Focusing on the postbellum era through the end of the nineteenth century, Shattuck examines why baseball, which started as a gender-neutral sport, did not remain that way. The literature on baseball's early days continues to grow, yet there exists little reference to the involvement of women. Shattuck's book endeavors to rectify this as she opens readers' eyes to the reality that glorifying baseball as a "manly" pastime resulted in discrimination against women and girls on the diamond. Shattuck asserts that events of the late nineteenth century surrounding the game deliberately contributed to the attitude that baseball was intended for men only.

American exceptionalism prompted the argument that, being a masculine sport, women's participation in baseball went against the identity and functioning of American society. Women were society's pillars of morality, and their participation in a pastime that involved dirt, gambling, and other immoral activities went against that sentiment. Adversaries even went out of their way to paint women's involvement in the game in a negative light, such as through artwork depicting women ballplayers in skimpy clothing, in order to rally opposition. Additionally, the era's perceptions on women's health discouraged women and girls from taking part in strenuous activities for fear of damaging their reproductive organs and their overall "delicate" well-being.

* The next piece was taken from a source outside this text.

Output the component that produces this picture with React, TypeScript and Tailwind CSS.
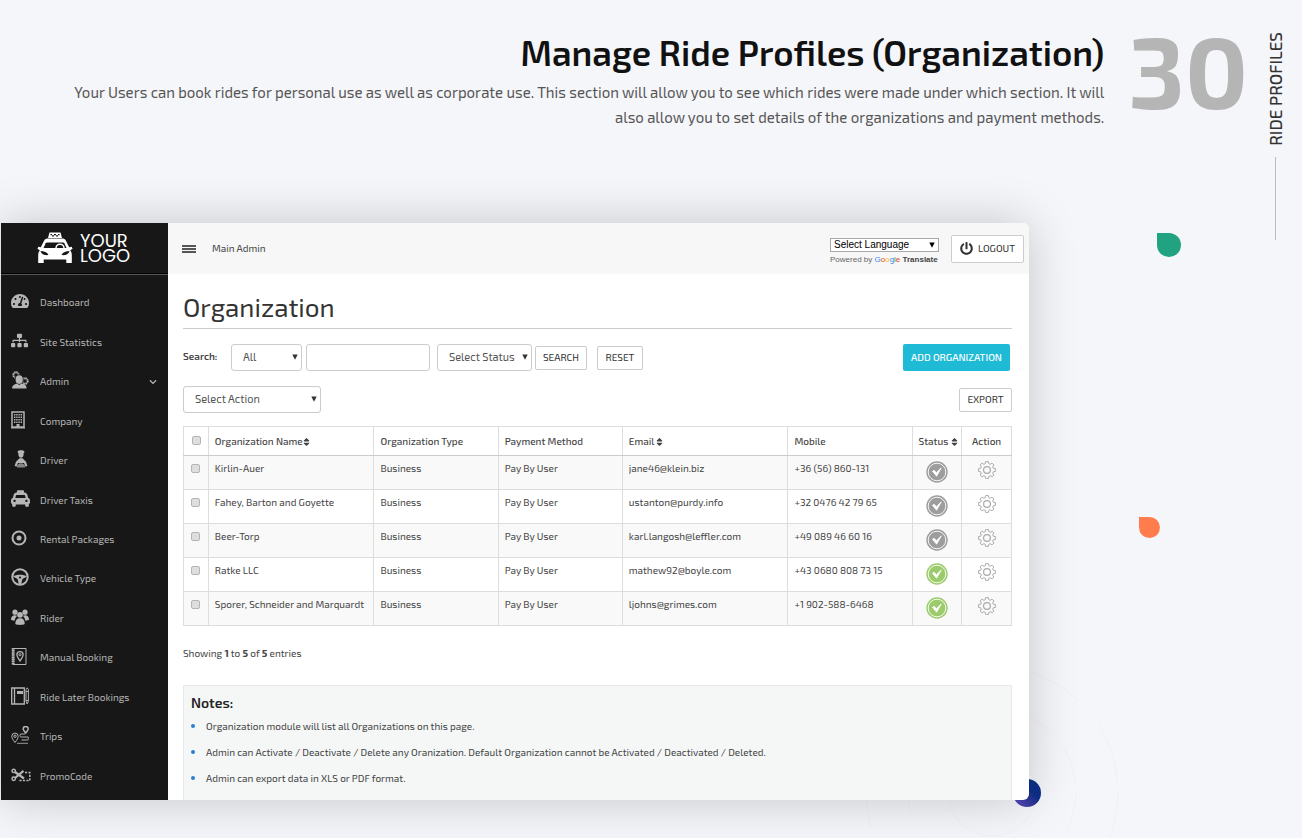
import type { ReactNode } from "react";
import { FaChevronDown, FaPowerOff, FaSitemap, FaSort, FaTachometerAlt, FaTaxi } from "react-icons/fa";

const icons: Record<string, ReactNode> = {
  company: (
    <svg viewBox="0 0 14 18" className="h-[18px] w-[14px]" fill="none" stroke="currentColor">
      <path d="M1 1h12v15H1z" strokeWidth="1.5" />
      <path d="M3 3.8h8M3 6.3h8M3 8.8h8M3 11.3h8" strokeWidth="1.6" strokeDasharray="1.4 0.8" />
      <path d="M0 16.8h14" strokeWidth="1.4" />
      <path d="M5.5 13h3v3.5h-3z" fill="currentColor" stroke="none" />
    </svg>
  ),
  admin: (
    <svg viewBox="0 0 18 18" className="size-[18px]" fill="currentColor">
      <circle cx="5" cy="4" r="2.7" fill="none" stroke="currentColor" strokeWidth="2" strokeDasharray="1.6 0.5" />
      <circle cx="14" cy="10" r="2.7" fill="none" stroke="currentColor" strokeWidth="2" strokeDasharray="1.6 0.5" />
      <ellipse cx="8.2" cy="8.6" rx="4.4" ry="5" fill="#171717" />
      <ellipse cx="8.2" cy="8.6" rx="3.6" ry="4.3" />
      <path d="M1 17.5c0-3 2-4.3 5-5l2.2 1.6 2.4-1.6c3.4.6 5 2 5 5z" />
    </svg>
  ),
  driver: (
    <svg viewBox="0 0 14 18" className="h-[18px] w-[14px]" fill="currentColor">
      <path d="M3.5 2.2C3.5.8 5 .2 7 .2s3.5.6 3.5 2l-.9 1.1v1.2C9.6 6.5 8.5 7.7 7 7.7S4.4 6.5 4.4 4.5V3.3z" />
      <path d="M5.5 8.3h3l3.5 3.4 1.4 4.3-2 .6L10 13H4l-1.4 3.6-2-.6L2 11.7z" />
      <path d="M2.8 17.5a4.2 4.2 0 0 1 8.4 0z" opacity=".7" />
    </svg>
  ),
  rental: (
    <svg viewBox="0 0 16 16" className="size-4" fill="none" stroke="currentColor">
      <circle cx="8" cy="8" r="6.5" strokeWidth="2" />
      <circle cx="8" cy="8" r="2.5" fill="currentColor" stroke="none" />
    </svg>
  ),
  wheel: (
    <svg viewBox="0 0 18 18" className="size-[18px]" fill="none" stroke="currentColor">
      <circle cx="9" cy="9" r="7.7" strokeWidth="2" />
      <path d="M2 8.5C5 6.2 13 6.2 16 8.5L11.5 11l-1.3 5H7.8l-1.3-5z" fill="currentColor" stroke="none" />
      <circle cx="9" cy="9.5" r="1.1" fill="#171717" stroke="none" />
    </svg>
  ),
  rider: (
    <svg viewBox="0 0 18 16" className="h-4 w-[18px]" fill="currentColor">
      <circle cx="4" cy="3.2" r="2.6" />
      <circle cx="14" cy="3.2" r="2.6" />
      <path d="M0 11c0-3.2 1.3-4.7 4-4.7 1 0 1.5.2 2 .5-.8 1.5-2 2.5-2.4 4.9zM18 11c0-3.2-1.3-4.7-4-4.7-1 0-1.5.2-2 .5.8 1.500 2 2.500 2.400 4.900z" />
      <circle cx="9" cy="5.8" r="2.9" />
      <path d="M4.3 15c0-3.7 1.5-5.7 4.7-5.7s4.7 2 4.7 5.7c-2.500 1.200-7 1.200-9.400 0z" />
    </svg>
  ),
  manual: (
    <svg viewBox="0 0 16 19" className="h-[19px] w-4" fill="none" stroke="currentColor">
      <path d="M2 1.5h13v16H2z" />
      <path d="M2.2 1v17" strokeWidth="3" strokeDasharray="1.5 .6" />
      <path d="M9 14C6.8 10.8 5.9 9.3 5.9 7.8a3.1 3.1 0 0 1 6.2 0C12.1 9.3 11.2 10.800 9 14z" strokeWidth="1.3" />
      <circle cx="9" cy="7.7" r="1.1" />
    </svg>
  ),
  later: (
    <svg viewBox="0 0 18 18" className="size-[18px]" fill="none" stroke="currentColor">
      <path d="M.7 1h12.6v16H.7zM3.5 1v16" strokeWidth="1.3" />
      <path d="M6 4h6v3H6z" fill="currentColor" stroke="none" />
      <path d="M15 2.5 16.2.8l1.2 1.7v11.6L16.2 17 15 14.1zM15 4.5h2.4M15 13.5h2.4" />
    </svg>
  ),
  trips: (
    <svg viewBox="0 0 18 18" className="size-[18px]" fill="none" stroke="currentColor">
      <path d="M4 16.5C1.8 13.5.8 12 .8 10.3a3.2 3.2 0 0 1 6.4 0c0 1.700-1 3.200-3.200 6.200z" />
      <circle cx="4" cy="10.3" r="1.2" />
      <path d="M14.7 7C12.9 4.7 12.2 3.9 12.2 2.9a2.5 2.5 0 0 1 5 0c0 1-.7 1.800-2.500 4.100z" strokeWidth="1.5" />
      <path d="M14 8H10.500a1.500 1.500 0 0 0 0 3H16a1.500 1.500 0 0 1 0 3H10.500M6 17.300H17" strokeWidth="1.3" opacity=".65" />
    </svg>
  ),
  promo: (
    <svg viewBox="0 0 20 14" className="h-[14px] w-5" fill="none" stroke="currentColor">
      <circle cx="2.7" cy="2.9" r="1.7" strokeWidth="1.5" />
      <circle cx="2.7" cy="10.8" r="1.7" strokeWidth="1.5" />
      <path d="M4 4 13 10.5M4 10 12.5 2.8" strokeWidth="2.2" />
      <path d="M14 4.5h4.8v8H7" strokeWidth="1.5" strokeDasharray="2.2 1.3" />
    </svg>
  ),
};

const menu: { label: string; icon: ReactNode; open?: boolean }[] = [
  { label: "Dashboard", icon: <FaTachometerAlt className="size-[18px]" /> },
  { label: "Site Statistics", icon: <FaSitemap className="size-[17px]" /> },
  { label: "Admin", icon: icons.admin, open: true },
  { label: "Company", icon: icons.company },
  { label: "Driver", icon: <span className="pl-[3px]">{icons.driver}</span> },
  { label: "Driver Taxis", icon: <FaTaxi className="size-[19px]" /> },
  { label: "Rental Packages", icon: icons.rental },
  { label: "Vehicle Type", icon: icons.wheel },
  { label: "Rider", icon: icons.rider },
  { label: "Manual Booking", icon: icons.manual },
  { label: "Ride Later Bookings", icon: icons.later },
  { label: "Trips", icon: icons.trips },
  { label: "PromoCode", icon: icons.promo },
];

const rows = [
  { name: "Kirlin-Auer", email: "jane46@klein.biz", mobile: "+36 (56) 860-131", active: false },
  { name: "Fahey, Barton and Goyette", email: "ustanton@purdy.info", mobile: "+32 0476 42 79 65", active: false },
  { name: "Beer-Torp", email: "karl.langosh@leffler.com", mobile: "+49 089 46 60 16", active: false },
  { name: "Ratke LLC", email: "mathew92@boyle.com", mobile: "+43 0680 808 73 15", active: true },
  { name: "Sporer, Schneider and Marquardt", email: "ljohns@grimes.com", mobile: "+1 902-588-6468", active: true },
];

const notes = [
  "Organization module will list all Organizations on this page.",
  "Admin can Activate / Deactivate / Delete any Oranization. Default Organization cannot be Activated / Deactivated / Deleted.",
  "Admin can export data in XLS or PDF format.",
];

function TaxiLogo() {
  return (
    <svg viewBox="0 0 36 32" className="h-8 w-9" fill="#fff" aria-hidden="true">
      <path d="M12.5.5h11l1.5 5.5H11z" />
      <path d="M13.5 2h1.5v1.3h-1.5zM17 2h2v1.3h-2zM21 2h1.5v1.3H21zM15 3.300h2v1.300h-2zM19 3.300h2v1.300h-2z" fill="#171717" />
      <path d="M11 6.500h14c1.900 0 3 .6 3.800 2l3.400 6.800 2.400-.6 1 2-2.400 1.600c1.200 1.500 1.600 3 1.600 5.200V31h-5.500v-3.500H6.700V31H1.200v-7.500c0-2.200.4-3.700 1.600-5.200L.4 16.700l1-2 2.400.6 3.400-6.800c.8-1.400 1.900-2 3.800-2z" />
      <path d="M10 10.500h16c.6 0 1 .3 1.300.8L29.500 16h-23l2.200-4.700c.3-.5.7-.8 1.300-.8z" fill="#171717" />
      <path d="M19 16.200a4 4 0 0 1 8 0" fill="none" stroke="#fff" strokeWidth="1.5" />
      <path d="M3.500 19c3.500 0 6.500 1 8 4-3.500.5-7-.3-8-4zM32.500 19c-3.500 0-6.500 1-8 4 3.500.5 7-.3 8-4z" fill="#171717" />
    </svg>
  );
}

function StatusBadge({ active }: { active: boolean }) {
  return (
    <svg viewBox="0 0 22 22" className={`mx-auto size-[22px] ${active ? "text-[#9ccb6c]" : "text-[#9d9d9d]"}`} role="img" aria-label={active ? "Active" : "Inactive"}>
      <circle cx="11" cy="11" r="10.7" fill="currentColor" />
      <circle cx="11" cy="11" r="8.8" fill="none" stroke="#fff" strokeWidth="0.9" />
      <path d="M6.5 10.3 8 9.3l2.5 2.4 4.8-4.9-4.7 8.4z" fill="#fff" stroke="#fff" strokeWidth="0.8" />
    </svg>
  );
}

function Gear() {
  return (
    <svg viewBox="0 0 18 18" className="size-[18px]" fill="none" stroke="#ababab" strokeWidth="1" strokeLinejoin="round" aria-hidden="true">
      <path d="M7.6 .6h2.8l.4 2.1 1.4.6 1.8-1.2 1.9 1.9-1.2 1.8.6 1.4 2.1.4v2.8l-2.1.4-.6 1.4 1.2 1.8-1.9 1.9-1.8-1.2-1.4.6-.4 2.1H7.6l-.4-2.1-1.4-.6-1.8 1.2-1.9-1.9 1.2-1.8-.6-1.4-2.1-.4V7.6l2.1-.4.6-1.4-1.2-1.8 1.9-1.9 1.8 1.2 1.4-.6z" />
      <circle cx="9" cy="9" r="3.4" strokeWidth="1.2" />
    </svg>
  );
}

function Triangle({ className }: { className: string }) {
  return (
    <svg viewBox="0 0 6 6" className={`pointer-events-none absolute size-[6px] ${className}`} fill="currentColor" aria-hidden="true">
      <path d="M.3.5h5.4L3 5.8z" />
    </svg>
  );
}

function Dropdown({ id, label, width }: { id: string; label: string; width: string }) {
  return (
    <div className={`relative ${width}`}>
      <select id={id} aria-label={label} className="block h-[27px] w-full appearance-none rounded-[3px] border border-[#ccc] bg-white pl-[11px] pr-4 text-[11px] text-[#555]">
        <option>{label}</option>
      </select>
      <Triangle className="right-1 top-[10px] text-[#333]" />
    </div>
  );
}

function Check({ label }: { label: string }) {
  return <input type="checkbox" aria-label={label} className="block size-[9px] appearance-none rounded-[2px] border border-[#b5b5b5] bg-[#dedede]" />;
}

const cell = "border border-[#ddd] px-[6px]";
const outlineButton = "h-6 rounded-[2px] border border-[#ccc] bg-white text-[10px] text-[#333]";

export default function App() {
  return (
    <div className="relative min-h-screen overflow-hidden bg-[#f5f6fa] pb-[38px] font-['Exo_2',Roboto,sans-serif] text-[#444]">
      <header className="flex h-[223px] justify-end pr-[17px]">
        <div className="min-w-0 flex-1 pl-[60px] pt-[29px] text-right">
          <h1 className="text-[35px] font-semibold leading-[46px] text-[#111]">Manage Ride Profiles (Organization)</h1>
          <p className="ml-auto mt-[5px] max-w-[1040px] text-[15px] leading-[25px] text-[#555]">
            Your Users can book rides for personal use as well as corporate use. This section will allow you to see which rides were made under which section. It will also allow you to set details of the organizations and payment methods.
          </p>
        </div>
        <div className="ml-6 mt-[19px] text-[100px] font-bold leading-[100px] text-[#b5b5b5]">30</div>
        <div className="ml-[17px] mt-8 flex w-[20px] flex-col items-center">
          <div className="rotate-180 whitespace-nowrap text-[17px] font-medium leading-5 text-[#333] [writing-mode:vertical-rl]">RIDE PROFILES</div>
          <div className="mt-[11px] h-[83px] w-px shrink-0 bg-[#bbb]" />
        </div>
      </header>

      <span className="absolute right-[121px] top-[233px] size-6 rounded-full rounded-tl-none bg-[#21a280]" />
      <span className="absolute right-[142px] top-[517px] size-[21px] rounded-full rounded-tl-none bg-[#ff7d4d]" />

      <div className="relative pl-px pr-[273px]">
        <div className="relative">
          <svg viewBox="0 0 260 260" className="absolute -bottom-[122px] -right-[93px] size-[260px]" fill="none" stroke="#f0f1f5" aria-hidden="true">
            <circle cx="130" cy="130" r="44" />
            <circle cx="130" cy="130" r="84" strokeDasharray="40 20" />
            <circle cx="130" cy="130" r="126" strokeDasharray="60 30" />
          </svg>
          <div className="absolute inset-0 rounded-r-[6px] shadow-[0_0_50px_rgba(0,0,0,0.2)]" />
          <span className="absolute -bottom-[7px] -right-3 size-7 rounded-full bg-linear-to-tr from-[#4a3fa8] from-20% to-[#0b2c80] to-60%" />
          <div className="relative flex overflow-hidden rounded-r-[6px] bg-white">
            <aside className="flex w-[167px] shrink-0 flex-col bg-[#171717]">
              <div className="flex h-[51px] items-center gap-[7px] border-b border-black pl-9 shadow-[0_1px_0_#555]">
                <TaxiLogo />
                <div className="flex flex-col font-[Poppins,Lato] text-[18px] leading-[15px] text-white">
                  <span>YOUR</span>
                  <span>LOGO</span>
                </div>
              </div>
              <nav className="flex flex-1 flex-col pb-1 pt-[9px]">
                <ul className="grid flex-1 auto-rows-fr">
                  {menu.map((item) => (
                    <li key={item.label}>
                      <a href="#" className="flex h-full items-center pl-[10px] pr-[11px] text-[10px] text-[#b5b5b5]">
                        <span className="flex w-[29px] shrink-0 pb-[3px]">{item.icon}</span>
                        <span>{item.label}</span>
                        {item.open && <FaChevronDown className="ml-auto size-2" />}
                      </a>
                    </li>
                  ))}
                </ul>
              </nav>
            </aside>

            <main className="min-w-0 flex-1">
              <div className="flex h-[51px] items-center bg-[#f7f7f7] pl-[14px] pr-[5px]">
                <button type="button" aria-label="Toggle menu" className="flex w-[14px] flex-col gap-px">
                  <span className="h-[2px] w-full bg-[#555]" />
                  <span className="h-[2px] w-full bg-[#555]" />
                  <span className="h-[2px] w-full bg-[#555]" />
                </button>
                <span className="ml-4 text-[10px]">Main Admin</span>
                <div className="ml-auto w-[111px] pt-[5px] font-['Liberation_Sans'] leading-none">
                  <div className="relative w-[109px]">
                    <select aria-label="Select Language" className="block h-[14px] w-full appearance-none border border-[#a9a9a9] bg-white pl-[3px] text-[10px] leading-3 text-black">
                      <option>Select Language</option>
                    </select>
                    <Triangle className="right-1 top-1 text-black" />
                  </div>
                  <div className="mt-[3px] whitespace-nowrap text-[8px] leading-[10px] text-[#666]">
                    Powered by{" "}
                    <b className="font-medium">
                      <span className="text-[#4285f4]">G</span>
                      <span className="text-[#ea4335]">o</span>
                      <span className="text-[#fbbc05]">o</span>
                      <span className="text-[#4285f4]">g</span>
                      <span className="text-[#34a853]">l</span>
                      <span className="text-[#ea4335]">e</span>
                    </b>{" "}
                    <b className="text-[#444]">Translate</b>
                  </div>
                </div>
                <button type="button" className="ml-[10px] flex h-7 w-[73px] items-center justify-center gap-[5px] rounded-[2px] border border-[#ccc] bg-white text-[10px] text-[#333]">
                  <FaPowerOff className="size-[13px]" />
                  LOGOUT
                </button>
              </div>

              <div className="pl-[15px] pr-[17px]">
                <h2 className="border-b border-[#ccc] pb-1 pt-4 text-[26px] leading-[34px] text-[#333]">Organization</h2>
                <form className="mt-[15px] flex items-center" onSubmit={(e) => e.preventDefault()}>
                  <label htmlFor="field" className="w-12 pb-[3px] text-[10px] font-semibold">Search:</label>
                  <Dropdown id="field" label="All" width="w-[71px]" />
                  <input aria-label="Search text" className="ml-1 h-[27px] w-[124px] rounded-[3px] border border-[#ccc] bg-white px-2 text-[11px]" />
                  <div className="ml-[7px]">
                    <Dropdown id="status" label="Select Status" width="w-[95px]" />
                  </div>
                  <button type="submit" className={`${outlineButton} ml-[3px] w-[52px]`}>SEARCH</button>
                  <button type="reset" className={`${outlineButton} ml-[10px] w-[46px]`}>RESET</button>
                  <button type="button" className="ml-auto mr-[2px] h-[27px] w-[107px] rounded-[2px] bg-[#1fbad6] text-[10px] font-medium text-white">ADD ORGANIZATION</button>
                </form>
                <div className="mt-[15px] flex items-center justify-between">
                  <Dropdown id="action" label="Select Action" width="w-[138px]" />
                  <button type="button" className={`${outlineButton} w-[53px]`}>EXPORT</button>
                </div>

                <table className="mt-[13px] w-full table-fixed border-collapse text-left text-[10px]">
                  <colgroup>
                    <col className="w-[3%]" />
                    <col className="w-[20%]" />
                    <col className="w-[15%]" />
                    <col className="w-[15%]" />
                    <col className="w-[20%]" />
                    <col className="w-[15%]" />
                    <col className="w-[6%]" />
                    <col className="w-[6%]" />
                  </colgroup>
                  <thead>
                    <tr className="h-[29px] [&>th]:border-b-[#ccc] [&>th]:font-medium">
                      <th className={`${cell} pb-[2px] pl-2`}><Check label="Select all" /></th>
                      <th className={cell}>Organization Name<FaSort className="inline h-[10px] w-[7px]" /></th>
                      <th className={cell}>Organization Type</th>
                      <th className={cell}>Payment Method</th>
                      <th className={cell}>Email <FaSort className="inline h-[10px] w-[7px]" /></th>
                      <th className={cell}>Mobile</th>
                      <th className={`${cell} whitespace-nowrap text-center`}>Status <FaSort className="inline h-[10px] w-[7px]" /></th>
                      <th className={`${cell} text-center`}>Action</th>
                    </tr>
                  </thead>
                  <tbody>
                    {rows.map((row) => (
                      <tr key={row.name} className="h-[34px] align-top leading-[14px] odd:bg-[#f9f9f9]">
                        <td className={`${cell} pl-[7px] pt-2`}><Check label={`Select ${row.name}`} /></td>
                        <td className={`${cell} whitespace-nowrap pt-[5px]`}>{row.name}</td>
                        <td className={`${cell} pt-[5px]`}>Business</td>
                        <td className={`${cell} pt-[5px]`}>Pay By User</td>
                        <td className={`${cell} pt-[5px]`}>{row.email}</td>
                        <td className={`${cell} pt-[5px]`}>{row.mobile}</td>
                        <td className={`${cell} pt-[5px]`}><StatusBadge active={row.active} /></td>
                        <td className={`${cell} pt-[5px]`}>
                          <button type="button" aria-label={`Actions for ${row.name}`} className="mx-auto block"><Gear /></button>
                        </td>
                      </tr>
                    ))}
                  </tbody>
                </table>

                <p className="mt-5 text-[10px] leading-[14px]">
                  Showing <b>1</b> to <b>5</b> of <b>5</b> entries
                </p>

                <section className="mt-[25px] border border-b-0 border-[#e8e8e8] bg-[#f5f7f7] px-[7px] pb-[9px] pt-[7px]">
                  <h3 className="text-[14px] font-semibold leading-5 text-[#222]">Notes:</h3>
                  <ul className="text-[10px] leading-[26px]">
                    {notes.map((note) => (
                      <li key={note} className="flex items-center gap-[11px]">
                        <span className="size-1 shrink-0 rounded-full bg-[#2b7fd0]" />
                        {note}
                      </li>
                    ))}
                  </ul>
                </section>
              </div>
            </main>
          </div>
        </div>
      </div>
    </div>
  );
}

Nevertheless, women played baseball, and they even did so professionally. As Shattuck details through the example of Sylvester Wilson's women baseball troupes, however, the experience of professional baseball was not always a positive one. Troupes such as Wilson's performed games for the crowd's entertainment, rather than for serious competition, and women were often jeered by audience members. Moreover, the treatment of players by Wilson himself ultimately landed him in jail for its impropriety. While Wilson's financial and sexual exploitation of his players might present an extreme example, it does underscore that women ballplayers did not have it nearly as good as their male counterparts. Unfortunately, due to the use of stage names by many women players, as well as inconsistencies in the narrative between primary sources, telling the individual stories of these women becomes difficult, so Shattuck focuses on constructing the overall story of nineteenth-century women's teams and ballplayers. Also making the task challenging were the attitudes of many sportswriters of the time, who tended to minimize the positive elements of females playing baseball and argued that women had no place on the diamond at all. [End Page 134]

Shattuck does point out that the history of nineteenth-century women's baseball was not entirely disheartening. Lizzie Arlington, for example, made a name for herself pitching for various men's teams. Women and girls at grade schools, colleges, and communal organizations formed their own baseball nines. Despite the emerging gendered narrative, as the popularity of baseball grew through the last part of the century, so did the number of girls' and women's teams. Discussion of true "bloomer girls" teams, unfortunately, only comprises a small portion of the book. Given the nature of this study, it became necessary for Shattuck to spend time discussing the initial establishment of baseball and follow-up development of the gendered narrative, which has been so lacking in baseball histories prior to this investigation. Nevertheless, additional...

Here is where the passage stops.